Provided records
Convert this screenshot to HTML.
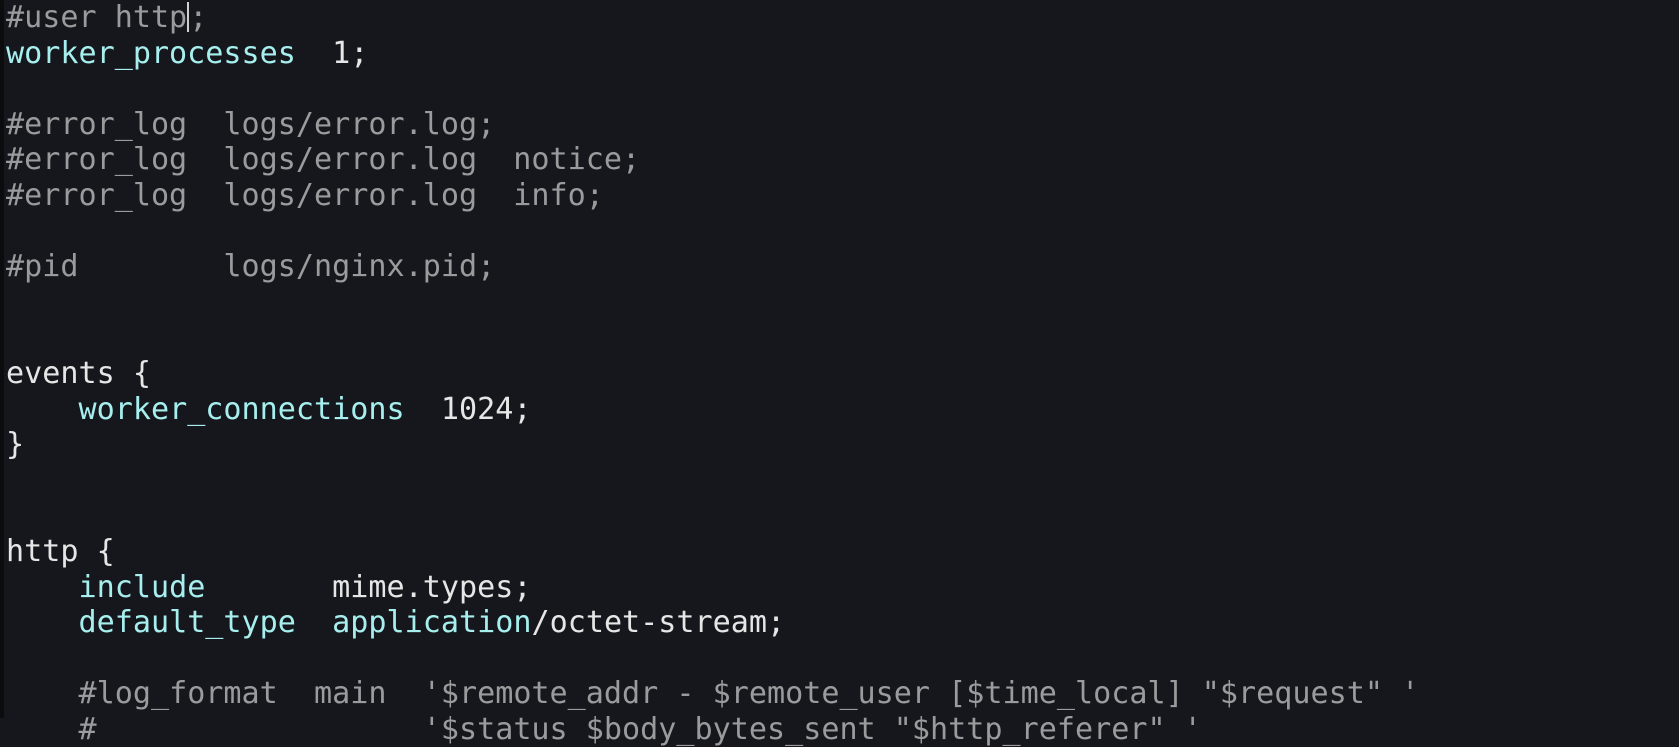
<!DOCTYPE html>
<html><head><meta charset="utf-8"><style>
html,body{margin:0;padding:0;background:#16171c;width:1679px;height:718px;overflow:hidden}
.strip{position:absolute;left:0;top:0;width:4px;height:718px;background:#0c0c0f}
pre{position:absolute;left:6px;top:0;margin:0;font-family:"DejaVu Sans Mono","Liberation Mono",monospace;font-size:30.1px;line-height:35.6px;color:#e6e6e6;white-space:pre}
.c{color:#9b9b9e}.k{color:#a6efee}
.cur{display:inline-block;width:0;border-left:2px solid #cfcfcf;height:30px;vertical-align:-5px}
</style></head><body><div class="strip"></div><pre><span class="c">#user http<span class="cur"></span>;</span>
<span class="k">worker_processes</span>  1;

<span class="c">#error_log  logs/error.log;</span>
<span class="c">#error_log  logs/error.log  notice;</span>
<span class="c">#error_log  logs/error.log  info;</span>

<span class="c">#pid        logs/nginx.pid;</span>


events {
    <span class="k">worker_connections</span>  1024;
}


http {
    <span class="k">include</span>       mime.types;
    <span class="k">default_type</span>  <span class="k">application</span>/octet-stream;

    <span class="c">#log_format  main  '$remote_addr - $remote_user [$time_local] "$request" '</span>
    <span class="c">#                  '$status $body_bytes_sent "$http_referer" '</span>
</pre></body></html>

* * *

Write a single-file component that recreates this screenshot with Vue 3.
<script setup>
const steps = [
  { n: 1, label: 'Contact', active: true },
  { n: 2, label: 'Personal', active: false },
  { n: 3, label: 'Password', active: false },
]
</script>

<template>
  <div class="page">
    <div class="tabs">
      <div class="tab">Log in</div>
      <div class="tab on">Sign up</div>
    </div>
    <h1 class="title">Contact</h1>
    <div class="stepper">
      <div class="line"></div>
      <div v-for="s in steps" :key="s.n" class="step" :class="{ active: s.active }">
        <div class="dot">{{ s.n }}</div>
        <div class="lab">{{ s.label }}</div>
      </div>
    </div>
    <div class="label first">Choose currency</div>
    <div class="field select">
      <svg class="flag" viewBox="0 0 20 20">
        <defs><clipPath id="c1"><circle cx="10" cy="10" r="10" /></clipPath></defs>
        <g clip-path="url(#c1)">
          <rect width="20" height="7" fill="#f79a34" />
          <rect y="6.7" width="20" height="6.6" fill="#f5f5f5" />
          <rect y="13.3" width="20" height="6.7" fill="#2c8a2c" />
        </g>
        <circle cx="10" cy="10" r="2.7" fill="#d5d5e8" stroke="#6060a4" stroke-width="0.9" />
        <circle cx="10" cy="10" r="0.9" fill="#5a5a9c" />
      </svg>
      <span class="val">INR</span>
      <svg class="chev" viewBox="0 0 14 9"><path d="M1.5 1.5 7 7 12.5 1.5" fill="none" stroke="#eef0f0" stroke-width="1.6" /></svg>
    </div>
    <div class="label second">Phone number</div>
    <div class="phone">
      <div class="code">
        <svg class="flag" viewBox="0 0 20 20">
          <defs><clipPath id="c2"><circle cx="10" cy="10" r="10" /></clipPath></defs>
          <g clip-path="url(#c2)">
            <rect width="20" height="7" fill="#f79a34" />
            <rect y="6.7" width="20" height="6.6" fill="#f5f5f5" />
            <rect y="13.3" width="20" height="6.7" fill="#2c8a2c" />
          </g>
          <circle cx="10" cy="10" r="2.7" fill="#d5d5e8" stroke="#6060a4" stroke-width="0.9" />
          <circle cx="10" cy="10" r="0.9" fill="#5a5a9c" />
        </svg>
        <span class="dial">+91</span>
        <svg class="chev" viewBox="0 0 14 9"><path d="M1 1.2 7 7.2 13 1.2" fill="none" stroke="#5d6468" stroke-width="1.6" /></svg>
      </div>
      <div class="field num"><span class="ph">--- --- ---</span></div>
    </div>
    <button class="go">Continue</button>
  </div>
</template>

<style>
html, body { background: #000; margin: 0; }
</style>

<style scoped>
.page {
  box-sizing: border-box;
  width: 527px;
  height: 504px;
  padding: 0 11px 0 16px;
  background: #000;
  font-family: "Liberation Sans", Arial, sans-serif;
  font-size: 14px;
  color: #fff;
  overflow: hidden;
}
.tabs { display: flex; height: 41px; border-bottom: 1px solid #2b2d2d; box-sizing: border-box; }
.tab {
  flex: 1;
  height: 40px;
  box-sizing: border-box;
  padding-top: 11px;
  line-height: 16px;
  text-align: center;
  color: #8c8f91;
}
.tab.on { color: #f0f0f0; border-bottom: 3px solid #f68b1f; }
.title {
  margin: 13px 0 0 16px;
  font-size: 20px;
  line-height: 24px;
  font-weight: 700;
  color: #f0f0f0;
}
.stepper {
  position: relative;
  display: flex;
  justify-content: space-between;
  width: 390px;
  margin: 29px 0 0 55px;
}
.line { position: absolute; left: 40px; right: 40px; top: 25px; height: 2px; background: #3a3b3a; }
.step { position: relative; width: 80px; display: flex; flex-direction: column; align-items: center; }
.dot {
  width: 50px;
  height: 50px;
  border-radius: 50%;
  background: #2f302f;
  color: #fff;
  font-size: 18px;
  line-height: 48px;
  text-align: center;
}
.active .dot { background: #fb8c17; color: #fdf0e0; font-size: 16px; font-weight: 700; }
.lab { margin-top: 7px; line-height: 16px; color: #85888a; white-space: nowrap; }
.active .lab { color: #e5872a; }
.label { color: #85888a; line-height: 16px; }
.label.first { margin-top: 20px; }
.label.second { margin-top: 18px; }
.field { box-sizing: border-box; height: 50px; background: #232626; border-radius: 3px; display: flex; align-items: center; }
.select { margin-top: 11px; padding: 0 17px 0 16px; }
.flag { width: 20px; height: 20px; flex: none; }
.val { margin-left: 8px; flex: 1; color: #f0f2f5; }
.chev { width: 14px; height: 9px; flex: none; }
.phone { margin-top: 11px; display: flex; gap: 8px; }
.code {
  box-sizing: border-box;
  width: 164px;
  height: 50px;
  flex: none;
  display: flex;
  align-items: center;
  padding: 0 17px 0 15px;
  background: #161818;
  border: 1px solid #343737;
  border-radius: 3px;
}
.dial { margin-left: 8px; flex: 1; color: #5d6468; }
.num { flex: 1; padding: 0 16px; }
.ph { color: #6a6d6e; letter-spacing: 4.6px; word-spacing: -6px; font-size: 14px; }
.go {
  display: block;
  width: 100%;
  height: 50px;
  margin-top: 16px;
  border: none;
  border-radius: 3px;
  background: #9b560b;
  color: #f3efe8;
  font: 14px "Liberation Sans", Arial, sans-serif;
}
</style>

What is expected
Pictures do not belong in the copy. Reproduce exactly the lines from the one with "Convert this screenshot to HTML." to the one with "</pre></body></html>", both lines included.

Exercise response
Convert this screenshot to HTML.
<!DOCTYPE html>
<html><head><meta charset="utf-8"><style>
html,body{margin:0;padding:0;background:#16171c;width:1679px;height:718px;overflow:hidden}
.strip{position:absolute;left:0;top:0;width:4px;height:718px;background:#0c0c0f}
pre{position:absolute;left:6px;top:0;margin:0;font-family:"DejaVu Sans Mono","Liberation Mono",monospace;font-size:30.1px;line-height:35.6px;color:#e6e6e6;white-space:pre}
.c{color:#9b9b9e}.k{color:#a6efee}
.cur{display:inline-block;width:0;border-left:2px solid #cfcfcf;height:30px;vertical-align:-5px}
</style></head><body><div class="strip"></div><pre><span class="c">#user http<span class="cur"></span>;</span>
<span class="k">worker_processes</span>  1;

<span class="c">#error_log  logs/error.log;</span>
<span class="c">#error_log  logs/error.log  notice;</span>
<span class="c">#error_log  logs/error.log  info;</span>

<span class="c">#pid        logs/nginx.pid;</span>


events {
    <span class="k">worker_connections</span>  1024;
}


http {
    <span class="k">include</span>       mime.types;
    <span class="k">default_type</span>  <span class="k">application</span>/octet-stream;

    <span class="c">#log_format  main  '$remote_addr - $remote_user [$time_local] "$request" '</span>
    <span class="c">#                  '$status $body_bytes_sent "$http_referer" '</span>
</pre></body></html>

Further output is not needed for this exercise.